Enter your legal name (or business name), taxpayer ID number, mailing address, email, a contact name, and phone number. If you’re a business with an NMBTIN, use that number. Individuals without a business registration use their SSN or ITIN. Getting this right matters because the department matches your claim against its records using these identifiers.

Section II — Refund Details

This is the substance of your claim. Fill in the overpayment amount, select the tax program type, and enter the filing periods. The form asks you to indicate the basis for your refund from categories like reporting error, deduction, duplicate payment, TRD adjustment notice, refundable business credit, non-refundable business credit, or business location change.

Below the basis selection, you’ll write a brief explanation of what went wrong and why you’re owed money. Keep this factual and specific — “duplicate payment of $1,200 gross receipts tax for March 2025 period, confirmed by attached bank statement” is far more useful than a vague reference to an overpayment. The department’s auditors cross-reference your explanation against their records, so precision here speeds things up considerably.

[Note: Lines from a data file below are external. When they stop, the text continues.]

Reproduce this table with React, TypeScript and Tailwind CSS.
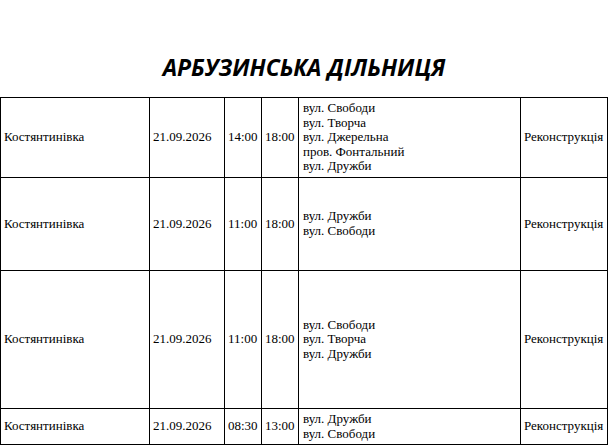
const rows = [
  { date: "21.09.2026", from: "14:00", to: "18:00", streets: ["вул. Свободи", "вул. Творча", "вул. Джерельна", "пров. Фонтальний", "вул. Дружби"], h: "h-[80px]" },
  { date: "21.09.2026", from: "11:00", to: "18:00", streets: ["вул. Дружби", "вул. Свободи"], h: "h-[93px]" },
  { date: "21.09.2026", from: "11:00", to: "18:00", streets: ["вул. Свободи", "вул. Творча", "вул. Дружби"], h: "h-[138px]" },
  { date: "21.09.2026", from: "08:30", to: "13:00", streets: ["вул. Дружби", "вул. Свободи"], h: "h-[36px]" },
];

export default function App() {
  const cell = "border border-black align-middle px-[3px] py-0 text-left";
  return (
    <div className="w-[608px] h-[446px] overflow-hidden bg-white text-black">
      <h1 className="pt-[52px] h-[97px] text-center font-['Open_Sans',sans-serif] font-bold italic text-[23px] leading-[30px]">
        АРБУЗИНСЬКА ДІЛЬНИЦЯ
      </h1>
      <table className="table-fixed border-collapse w-[607px] font-['Liberation_Serif',serif] text-[13px] leading-[14.6px]">
        <colgroup>
          <col className="w-[149px]" />
          <col className="w-[75px]" />
          <col className="w-[37px]" />
          <col className="w-[37px]" />
          <col className="w-[222px]" />
          <col className="w-[87px]" />
        </colgroup>
        <tbody>
          {rows.map((r, i) => (
            <tr key={i} className={r.h}>
              <td className={cell}>Костянтинівка</td>
              <td className={cell}>{r.date}</td>
              <td className={cell}>{r.from}</td>
              <td className={cell}>{r.to}</td>
              <td className={cell + " pl-[4px]"}>
                {r.streets.map((s) => (
                  <div key={s}>{s}</div>
                ))}
              </td>
              <td className={cell}>Реконструкція</td>
            </tr>
          ))}
        </tbody>
      </table>
    </div>
  );
}
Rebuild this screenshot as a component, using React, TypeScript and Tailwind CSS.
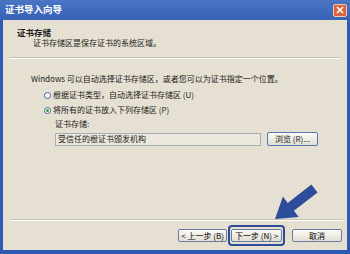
import React from "react";

const font = { fontFamily: '"Noto Sans CJK SC", "Liberation Sans", sans-serif' };

function Radio({ checked }: { checked?: boolean }) {
  return (
    <span className="flex h-[7px] w-[7px] items-center justify-center rounded-full border border-[#3a5f9c] bg-white">
      {checked && <span className="h-[3px] w-[3px] rounded-full bg-[#2f9a3a]" />}
    </span>
  );
}

function XpButton({ label, w }: { label: string; w: string }) {
  return (
    <button
      className={`flex h-[13px] ${w} items-center justify-center rounded-[2px] border border-[#6a7ca3] bg-gradient-to-b from-[#fbfbf8] to-[#e2ded2] text-[8px] leading-none text-black`}
    >
      {label}
    </button>
  );
}

export default function App() {
  return (
    <div
      style={font}
      className="relative flex h-[254px] w-[350px] flex-col overflow-hidden bg-[#2e5ab3]"
    >
      {/* title bar */}
      <div className="flex h-[20px] items-center justify-between bg-gradient-to-b from-[#4a74c4] to-[#3862b6] pl-[5px] pr-[3px]">
        <span className="text-[9.5px] font-bold leading-none text-white">证书导入向导</span>
        <span className="flex h-[13px] w-[14px] items-center justify-center rounded-[2px] border border-[#f0c8b8] bg-[#d8653f]">
          <svg width="8" height="8" viewBox="0 0 8 8">
            <path d="M1 1 L7 7 M7 1 L1 7" stroke="white" strokeWidth="1.6" />
          </svg>
        </span>
      </div>

      {/* body */}
      <div className="mx-[3px] mb-[4px] flex flex-1 flex-col bg-[#e6e0d2] text-[8px] leading-[10px] text-[#1a1a1a]">
        <div className="pl-[14px] pt-[7px] text-[8.5px] font-bold">证书存储</div>
        <div className="pl-[30px] pt-[1px]">证书存储区是保存证书的系统区域。</div>

        <div className="ml-[7px] mr-[6px] mt-[9px] border-b border-t border-b-white border-t-[#c4bfb2]" />

        <div className="pl-[28px] pt-[15px]">Windows 可以自动选择证书存储区，或者您可以为证书指定一个位置。</div>

        <div className="flex items-center gap-[2px] pl-[41px] pt-[6px]">
          <Radio />
          <span>根据证书类型，自动选择证书存储区 (U)</span>
        </div>
        <div className="flex items-center gap-[2px] pl-[41px] pt-[5px]">
          <Radio checked />
          <span>将所有的证书放入下列存储区 (P)</span>
        </div>

        <div className="pl-[52px] pt-[4px]">证书存储:</div>
        <div className="flex items-center gap-[6px] pl-[52px] pt-[3px]">
          <div className="flex h-[13px] w-[206px] items-center border border-[#a5acb5] bg-[#ebe7dc] pl-[2px]">
            受信任的根证书颁发机构
          </div>
          <button className="flex h-[14px] w-[51px] items-center justify-center rounded-[2px] border border-[#5577b8] bg-gradient-to-b from-[#fbfbf8] to-[#e2ded2] text-[8px] leading-none">
            浏览 (R)...
          </button>
        </div>

        <div className="flex-1" />

        <div className="ml-[7px] mr-[4px] border-b border-t border-b-white border-t-[#c4bfb2]" />

        <div className="flex items-center pb-[4px] pl-[175px] pt-[4px]">
          <XpButton label="< 上一步 (B)" w="w-[49px]" />
          <div className="ml-[1px] rounded-[4px] border-2 border-[#2d4c9c] px-[1px] py-[2px]">
            <XpButton label="下一步 (N) >" w="w-[51px]" />
          </div>
          <div className="ml-[7px]">
            <XpButton label="取消" w="w-[50px]" />
          </div>
        </div>
      </div>

      {/* annotation arrow */}
      <svg className="pointer-events-none absolute left-0 top-0" width="350" height="254" viewBox="0 0 350 254">
        <polygon
          points="275,219 298.7,217.1 293.9,210.8 317.6,192.5 311.4,184.6 287.7,202.9 282.9,196.5"
          fill="#2d4c9c"
        />
      </svg>
    </div>
  );
}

The form also asks whether an amended return is attached, was previously submitted, or is not required. If your refund stems from a corrected liability calculation, the amended return is not optional — the department needs to see exactly how your numbers changed.

Sign and date the form at the bottom of Section II. Include your printed name, title (if filing for a business), email, and phone number.

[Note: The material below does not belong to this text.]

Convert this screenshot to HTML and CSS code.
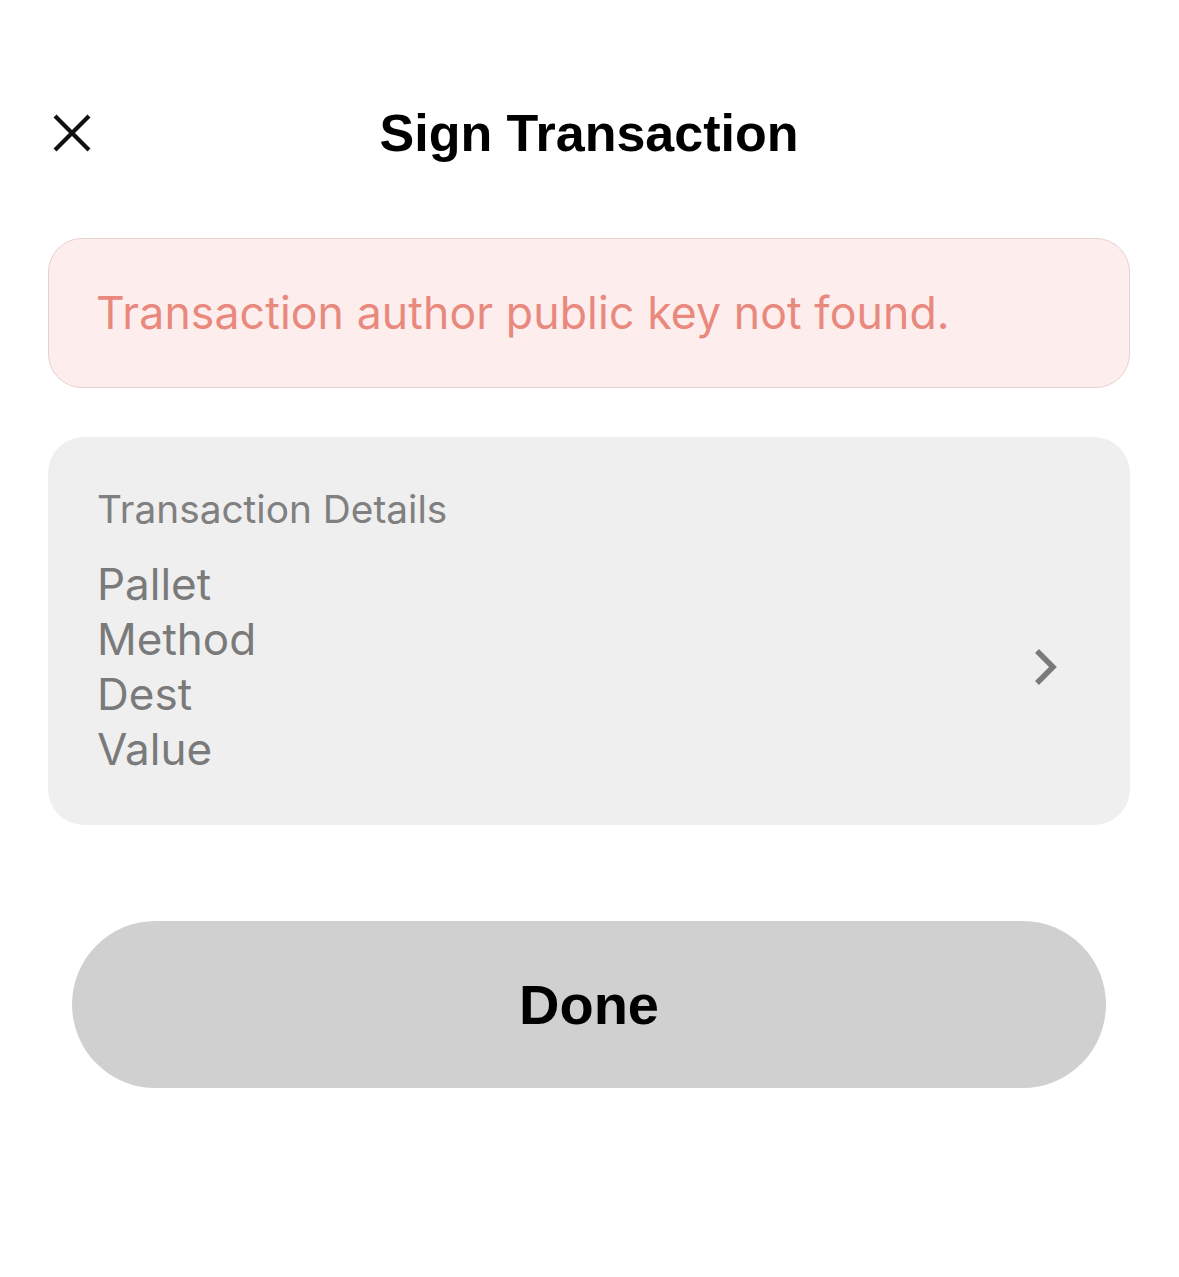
FILE: index.html
```html
<!DOCTYPE html>
<html lang="en">
<head>
<meta charset="utf-8">
<title>Sign Transaction</title>
<link rel="stylesheet" href="styles.css">
</head>
<body>
<main class="sheet">
  <header class="sheet-header">
    <button class="close-btn" aria-label="Close">
      <svg width="38" height="38" viewBox="0 0 38 38" fill="none" stroke="#111" stroke-width="4.2" stroke-linecap="butt">
        <path d="M2 2 L36 36 M36 2 L2 36"/>
      </svg>
    </button>
    <h1 class="sheet-title">Sign Transaction</h1>
  </header>

  <div class="error-box">Transaction author public key not found.</div>

  <section class="details-card">
    <div class="details-label">Transaction Details</div>
    <div class="details-body">
      <ul class="details-list">
        <li>Pallet</li>
        <li>Method</li>
        <li>Dest</li>
        <li>Value</li>
      </ul>
      <svg class="chevron" width="24" height="38" viewBox="0 0 24 38" fill="none" stroke="#7a7a7a" stroke-width="5.5">
        <path d="M4 3 L20 19 L4 35"/>
      </svg>
    </div>
  </section>

  <div class="actions">
    <button class="done-btn">Done</button>
  </div>
</main>
</body>
</html>
```

FILE: styles.css
```css
html, body {
  margin: 0;
  padding: 0;
  background: #ffffff;
}

body {
  font-family: Inter, "Noto Sans", sans-serif;
  color: #111;
}

.sheet {
  padding: 100px 49px 0 48px;
  display: flex;
  flex-direction: column;
}

.sheet-header {
  position: relative;
  height: 66px;
  display: flex;
  align-items: center;
  justify-content: center;
}

.close-btn {
  position: absolute;
  left: 5px;
  top: 14px;
  padding: 0;
  border: 0;
  background: none;
  width: 38px;
  height: 38px;
  display: flex;
}

.sheet-title {
  margin: 0;
  font-family: "Liberation Sans", Arial, sans-serif;
  font-weight: 700;
  font-size: 52px;
  line-height: 66px;
  color: #000;
}

.error-box {
  margin-top: 72px;
  box-sizing: border-box;
  height: 150px;
  border: 1px solid #e6d2d1;
  border-radius: 34px;
  background: #fdeeed;
  padding: 0 47px;
  display: flex;
  align-items: center;
  font-size: 44.6px;
  color: #e9897e;
  letter-spacing: 0.1px;
}

.details-card {
  margin-top: 49px;
  background: #efefef;
  border-radius: 36px;
  padding: 49px 73px 48px 49px;
}

.details-label {
  font-size: 38.8px;
  line-height: 46px;
  color: #808080;
}

.details-body {
  margin-top: 25px;
  display: flex;
  align-items: center;
  justify-content: space-between;
}

.details-list {
  list-style: none;
  margin: 0;
  padding: 0;
  font-size: 44px;
  line-height: 55px;
  color: #7a7a7a;
}

.chevron {
  display: block;
}

.actions {
  margin-top: 96px;
  padding: 0 24px;
}

.done-btn {
  width: 100%;
  height: 167px;
  border: 0;
  border-radius: 84px;
  background: #d0d0d0;
  font-family: "Liberation Sans", Arial, sans-serif;
  font-weight: 700;
  font-size: 56px;
  color: #000;
  padding: 0;
}
```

Section III — Direct Deposit Request

You can receive your refund by direct deposit instead of waiting for a paper check. Enter your bank routing number (the nine-digit ABA number), account number, and select whether the account is checking or savings. The form also asks whether the refund will go to or pass through an account outside the territorial jurisdiction of the United States — if so, direct deposit is not available.

How to Submit the Form

You have two options: electronic or paper. The Taxpayer Access Point at tap.state.nm.us is the department’s online portal where taxpayers can manage accounts, make payments, and check refund status. If you mail the form instead, send it to:

New Mexico Taxation and Revenue Department
P.O. Box 2629
Santa Fe, NM 87504-2629

Electronic filing is the faster route. The department processes e-filed returns and refund claims in roughly six to eight weeks, while paper submissions take eight to twelve weeks.

Processing Times and What to Expect

After the department receives your claim, it reviews the documentation against its records. For e-filed claims, the TRD advises waiting at least eight weeks before calling to check on your status. For paper claims, wait at least twelve weeks.

When the claim is approved, you receive the refund either by direct deposit (if you completed Section III) or by paper check. Be aware that under Section 7-1-29, the department can offset your refund against any other state tax liabilities you owe. If that happens, you’ll receive notice that the refund was applied to an outstanding balance rather than paid out.

Deadline to File a Refund Claim

New Mexico law imposes a three-year statute of limitations on refund claims. You must file within three years after the end of the calendar year in which the triggering event occurred. For most taxpayers, that triggering event is the date the related tax was originally due. If you paid tax in response to a department assessment rather than with an original return, the clock starts from the date you actually paid.

Miss that window and the overpayment is gone — the department has no authority to issue a refund outside the limitations period regardless of how clear-cut your case might be.

If Your Claim Is Denied

The department can approve your claim in full, approve it in part, or deny it outright. If 180 days pass after you mailed or delivered a complete claim and the department has done nothing, you can treat the silence as a denial and move forward with a challenge.

You get two options for challenging a denial, but you can only pick one — pursuing both defaults you into whichever you started first:

  • Administrative protest: File a written protest with the secretary of the TRD under Section 7-1-24. The protest goes to the Administrative Hearings Office, an agency separate from the TRD, which conducts a formal hearing on the dispute.
  • District court lawsuit: File a civil complaint in the district court for Santa Fe County, alleging the overpayment and demanding a refund. Either side can appeal the district court’s final decision to the Court of Appeals.

The administrative route is less expensive and less formal, which is why most taxpayers start there. But if the amounts are large or the legal issues complex, going directly to district court gives you a judge and full litigation tools from the start. The one-or-the-other rule means you need to decide before you file anything — switching lanes after you’ve started isn’t allowed.